Would it be possible to write out each entry below exactly, without the pictures?

Dataset rows:
-- START --

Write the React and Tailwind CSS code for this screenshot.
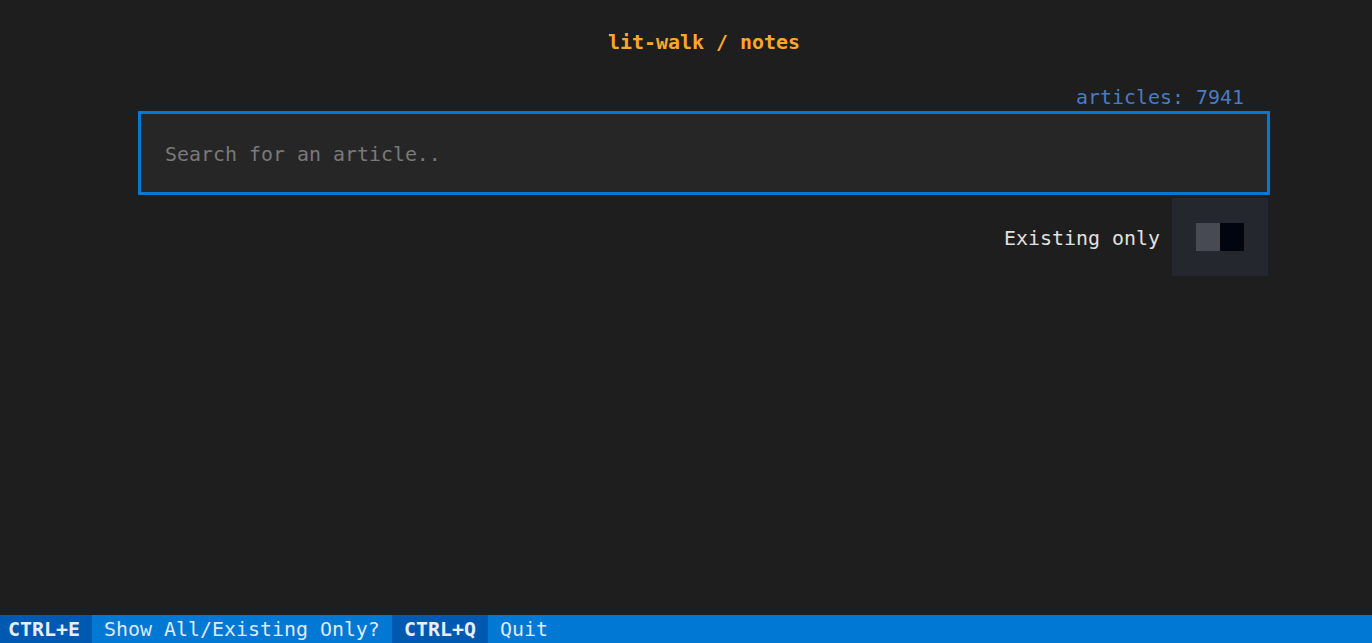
const App = () => {
    return (
        <div className="h-[643px] w-full bg-[#1e1e1e] flex flex-col font-['DejaVu_Sans_Mono',monospace] text-[19.93px] leading-[28px] overflow-hidden">
            <main className="flex-1">
                <div className="ml-[138px] w-[1132px] pt-[28px]">
                    {/* header */}
                    <div className="h-[28px] pt-[1px] text-center font-bold text-[#ffa62b]">lit-walk / notes</div>
                    <div className="mt-[28px] h-[27px] pr-[26px] text-right text-[#4a7cc0]">articles: 7941</div>

                    {/* search box */}
                    <div className="h-[84px] border-[3px] border-[#0178d4] bg-[#262626] flex items-center pl-[24px] pt-[3px]">
                        <span className="text-[#797979]">Search for an article..</span>
                    </div>

                    {/* toggle row */}
                    <div className="mt-[3px] pr-[2px] flex justify-end items-center gap-[12px]">
                        <span className="text-[#e0e0e0] pt-[3px]">Existing only</span>
                        <div className="w-[96px] h-[78px] bg-[#24272e] flex items-center justify-center">
                            <div className="flex h-[28px]">
                                <div className="w-[24px] bg-[#474a52]"></div>
                                <div className="w-[24px] bg-[#00050f]"></div>
                            </div>
                        </div>
                    </div>
                </div>
            </main>

            <footer className="h-[28px] bg-[#0178d4] flex text-[#e6eef8] whitespace-pre pt-[1px]">
                <div className="w-[92px] -mt-[1px] pt-[1px] pl-[8px] bg-[#0059b1] font-bold">CTRL+E</div>
                <div className="w-[300px] pl-[12px] text-[#dfe9f5]">Show All/Existing Only?</div>
                <div className="w-[96px] -mt-[1px] pt-[1px] pl-[12px] bg-[#0059b1] font-bold">CTRL+Q</div>
                <div className="pl-[12px] text-[#dfe9f5]">Quit</div>
            </footer>
        </div>
    );
};

export default App;
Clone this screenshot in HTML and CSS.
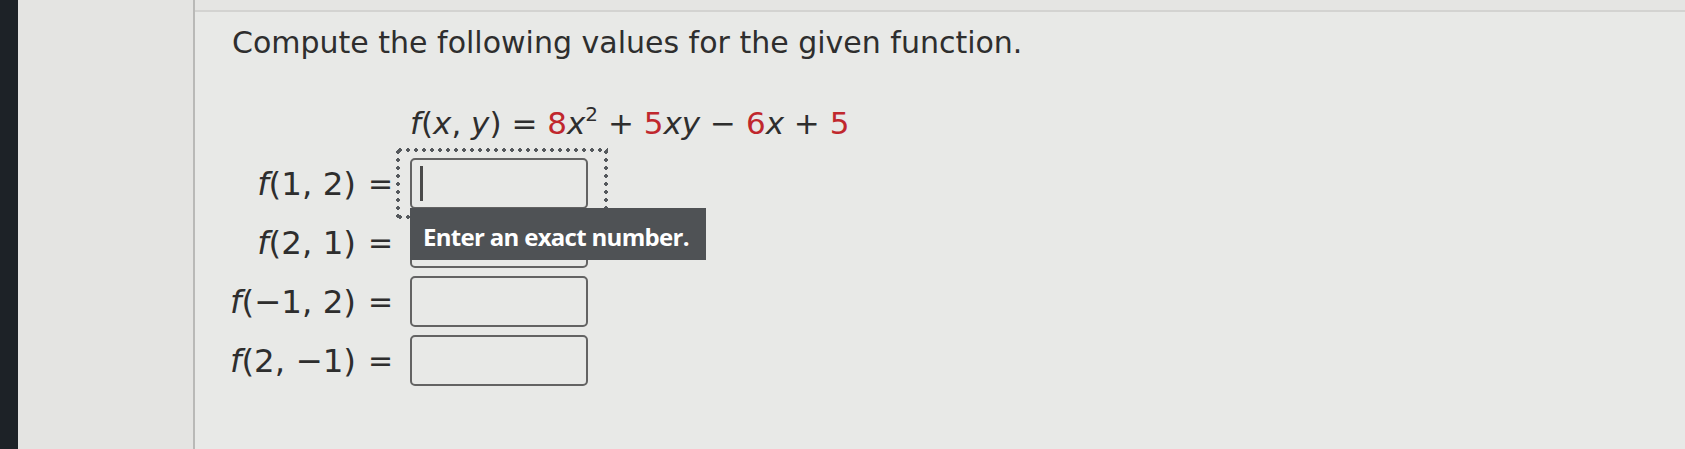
FILE: index.html
```html
<!DOCTYPE html>
<html>
<head>
<meta charset="utf-8">
<link rel="stylesheet" href="styles.css">
</head>
<body>
<div class="screen">
  <div class="edge"></div>
  <div class="side"></div>
  <div class="main">
    <div class="topbar"></div>
    <h1 class="title">Compute the following values for the given function.</h1>
    <div class="grid">
      <div class="label"></div>
      <div class="eq"></div>
      <div class="equation"><i>f</i>(<i>x</i>, <i>y</i>) = <span class="red">8</span><i>x</i><sup>2</sup> + <span class="red">5</span><i>xy</i> − <span class="red">6</span><i>x</i> + <span class="red">5</span></div>

      <div class="label"><i>f</i>(1, 2)</div>
      <div class="eq">=</div>
      <div class="cell focus">
        <div class="box"><span class="caret"></span></div>
        <div class="tip">Enter an exact number.</div>
      </div>

      <div class="label"><i>f</i>(2, 1)</div>
      <div class="eq">=</div>
      <div class="cell"><div class="box"></div></div>

      <div class="label"><i>f</i>(−1, 2)</div>
      <div class="eq">=</div>
      <div class="cell"><div class="box"></div></div>

      <div class="label"><i>f</i>(2, −1)</div>
      <div class="eq">=</div>
      <div class="cell"><div class="box"></div></div>
    </div>
  </div>
</div>
</body>
</html>
```
FILE: styles.css
```css
html, body {
  margin: 0;
  padding: 0;
  background: #e8e8e6;
}
.screen {
  display: flex;
  width: 1685px;
  height: 449px;
  overflow: hidden;
}
.edge {
  width: 18px;
  background: #1d2227;
  flex: none;
}
.side {
  width: 175px;
  flex: none;
  background: #e4e4e2;
  border-right: 2px solid #b9b9b7;
}
.main {
  flex: 1;
  position: relative;
  background: #e8e9e7;
  padding-left: 37px;
}
.topbar {
  height: 10px;
  border-bottom: 2px solid #d3d3d1;
  margin-left: -37px;
  background: #e5e5e3;
}
.title {
  margin: 13px 0 0 0;
  font-family: "DejaVu Sans", Verdana, sans-serif;
  font-weight: normal;
  font-size: 30px;
  line-height: 36px;
  color: #2e2e2e;
}
.grid {
  margin-top: 45px;
  margin-left: -7px;
  display: grid;
  grid-template-columns: 131px 54px 180px;
  row-gap: 8px;
  font-family: "DejaVu Sans", Verdana, sans-serif;
  font-size: 32.5px;
  line-height: 34px;
  color: #2e2e2e;
  align-items: center;
}
.label {
  text-align: right;
  white-space: nowrap;
}
.eq {
  padding-left: 12px;
  font-size: 30px;
}
.equation {
  white-space: nowrap;
  margin-bottom: 10px;
  font-size: 31px;
}
.equation sup {
  font-size: 20px;
  line-height: 0;
  vertical-align: 13px;
}
.red {
  color: #c0272d;
}
.cell {
  position: relative;
}
.box {
  height: 47px;
  width: 174px;
  border: 2px solid #636363;
  border-radius: 5px;
  position: relative;
}
.focus::before {
  content: "";
  position: absolute;
  left: -14px;
  right: -18px;
  top: -10px;
  bottom: -10px;
  background:
    radial-gradient(circle, #55595d 1.6px, transparent 2.1px) left top / 8px 4px repeat-x,
    radial-gradient(circle, #55595d 1.6px, transparent 2.1px) left bottom / 8px 4px repeat-x,
    radial-gradient(circle, #55595d 1.6px, transparent 2.1px) left top / 4px 8px repeat-y,
    radial-gradient(circle, #55595d 1.6px, transparent 2.1px) right top / 4px 8px repeat-y;
}
.caret {
  position: absolute;
  left: 8px;
  top: 6px;
  width: 3px;
  height: 35px;
  background: #4a4a4a;
}
.tip {
  position: absolute;
  left: 0;
  top: 50px;
  width: 296px;
  height: 52px;
  box-sizing: border-box;
  background: #4f5255;
  color: #fff;
  font-family: "Open Sans", "DejaVu Sans", sans-serif;
  font-weight: 700;
  font-size: 24px;
  letter-spacing: -0.7px;
  line-height: 46px;
  padding: 6px 0 0 13px;
  white-space: nowrap;
  z-index: 2;
}
```
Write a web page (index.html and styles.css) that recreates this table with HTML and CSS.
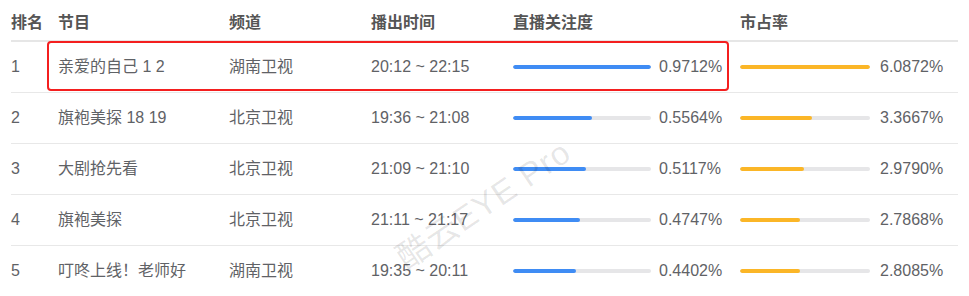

-- END --

_The answer_.
Write the React and Tailwind CSS code for this screenshot.
const App = () => {
    return (
        <div className="h-[643px] w-full bg-[#1e1e1e] flex flex-col font-['DejaVu_Sans_Mono',monospace] text-[19.93px] leading-[28px] overflow-hidden">
            <main className="flex-1">
                <div className="ml-[138px] w-[1132px] pt-[28px]">
                    {/* header */}
                    <div className="h-[28px] pt-[1px] text-center font-bold text-[#ffa62b]">lit-walk / notes</div>
                    <div className="mt-[28px] h-[27px] pr-[26px] text-right text-[#4a7cc0]">articles: 7941</div>

                    {/* search box */}
                    <div className="h-[84px] border-[3px] border-[#0178d4] bg-[#262626] flex items-center pl-[24px] pt-[3px]">
                        <span className="text-[#797979]">Search for an article..</span>
                    </div>

                    {/* toggle row */}
                    <div className="mt-[3px] pr-[2px] flex justify-end items-center gap-[12px]">
                        <span className="text-[#e0e0e0] pt-[3px]">Existing only</span>
                        <div className="w-[96px] h-[78px] bg-[#24272e] flex items-center justify-center">
                            <div className="flex h-[28px]">
                                <div className="w-[24px] bg-[#474a52]"></div>
                                <div className="w-[24px] bg-[#00050f]"></div>
                            </div>
                        </div>
                    </div>
                </div>
            </main>

            <footer className="h-[28px] bg-[#0178d4] flex text-[#e6eef8] whitespace-pre pt-[1px]">
                <div className="w-[92px] -mt-[1px] pt-[1px] pl-[8px] bg-[#0059b1] font-bold">CTRL+E</div>
                <div className="w-[300px] pl-[12px] text-[#dfe9f5]">Show All/Existing Only?</div>
                <div className="w-[96px] -mt-[1px] pt-[1px] pl-[12px] bg-[#0059b1] font-bold">CTRL+Q</div>
                <div className="pl-[12px] text-[#dfe9f5]">Quit</div>
            </footer>
        </div>
    );
};

export default App;
Clone this screenshot in HTML and CSS.
FILE: index.html
```html
<!DOCTYPE html>
<html>
<head>
<meta charset="utf-8">
<link rel="stylesheet" href="styles.css">
</head>
<body>
<div class="screen">
  <div class="edge"></div>
  <div class="side"></div>
  <div class="main">
    <div class="topbar"></div>
    <h1 class="title">Compute the following values for the given function.</h1>
    <div class="grid">
      <div class="label"></div>
      <div class="eq"></div>
      <div class="equation"><i>f</i>(<i>x</i>, <i>y</i>) = <span class="red">8</span><i>x</i><sup>2</sup> + <span class="red">5</span><i>xy</i> − <span class="red">6</span><i>x</i> + <span class="red">5</span></div>

      <div class="label"><i>f</i>(1, 2)</div>
      <div class="eq">=</div>
      <div class="cell focus">
        <div class="box"><span class="caret"></span></div>
        <div class="tip">Enter an exact number.</div>
      </div>

      <div class="label"><i>f</i>(2, 1)</div>
      <div class="eq">=</div>
      <div class="cell"><div class="box"></div></div>

      <div class="label"><i>f</i>(−1, 2)</div>
      <div class="eq">=</div>
      <div class="cell"><div class="box"></div></div>

      <div class="label"><i>f</i>(2, −1)</div>
      <div class="eq">=</div>
      <div class="cell"><div class="box"></div></div>
    </div>
  </div>
</div>
</body>
</html>
```
FILE: styles.css
```css
html, body {
  margin: 0;
  padding: 0;
  background: #e8e8e6;
}
.screen {
  display: flex;
  width: 1685px;
  height: 449px;
  overflow: hidden;
}
.edge {
  width: 18px;
  background: #1d2227;
  flex: none;
}
.side {
  width: 175px;
  flex: none;
  background: #e4e4e2;
  border-right: 2px solid #b9b9b7;
}
.main {
  flex: 1;
  position: relative;
  background: #e8e9e7;
  padding-left: 37px;
}
.topbar {
  height: 10px;
  border-bottom: 2px solid #d3d3d1;
  margin-left: -37px;
  background: #e5e5e3;
}
.title {
  margin: 13px 0 0 0;
  font-family: "DejaVu Sans", Verdana, sans-serif;
  font-weight: normal;
  font-size: 30px;
  line-height: 36px;
  color: #2e2e2e;
}
.grid {
  margin-top: 45px;
  margin-left: -7px;
  display: grid;
  grid-template-columns: 131px 54px 180px;
  row-gap: 8px;
  font-family: "DejaVu Sans", Verdana, sans-serif;
  font-size: 32.5px;
  line-height: 34px;
  color: #2e2e2e;
  align-items: center;
}
.label {
  text-align: right;
  white-space: nowrap;
}
.eq {
  padding-left: 12px;
  font-size: 30px;
}
.equation {
  white-space: nowrap;
  margin-bottom: 10px;
  font-size: 31px;
}
.equation sup {
  font-size: 20px;
  line-height: 0;
  vertical-align: 13px;
}
.red {
  color: #c0272d;
}
.cell {
  position: relative;
}
.box {
  height: 47px;
  width: 174px;
  border: 2px solid #636363;
  border-radius: 5px;
  position: relative;
}
.focus::before {
  content: "";
  position: absolute;
  left: -14px;
  right: -18px;
  top: -10px;
  bottom: -10px;
  background:
    radial-gradient(circle, #55595d 1.6px, transparent 2.1px) left top / 8px 4px repeat-x,
    radial-gradient(circle, #55595d 1.6px, transparent 2.1px) left bottom / 8px 4px repeat-x,
    radial-gradient(circle, #55595d 1.6px, transparent 2.1px) left top / 4px 8px repeat-y,
    radial-gradient(circle, #55595d 1.6px, transparent 2.1px) right top / 4px 8px repeat-y;
}
.caret {
  position: absolute;
  left: 8px;
  top: 6px;
  width: 3px;
  height: 35px;
  background: #4a4a4a;
}
.tip {
  position: absolute;
  left: 0;
  top: 50px;
  width: 296px;
  height: 52px;
  box-sizing: border-box;
  background: #4f5255;
  color: #fff;
  font-family: "Open Sans", "DejaVu Sans", sans-serif;
  font-weight: 700;
  font-size: 24px;
  letter-spacing: -0.7px;
  line-height: 46px;
  padding: 6px 0 0 13px;
  white-space: nowrap;
  z-index: 2;
}
```
Write a web page (index.html and styles.css) that recreates this table with HTML and CSS.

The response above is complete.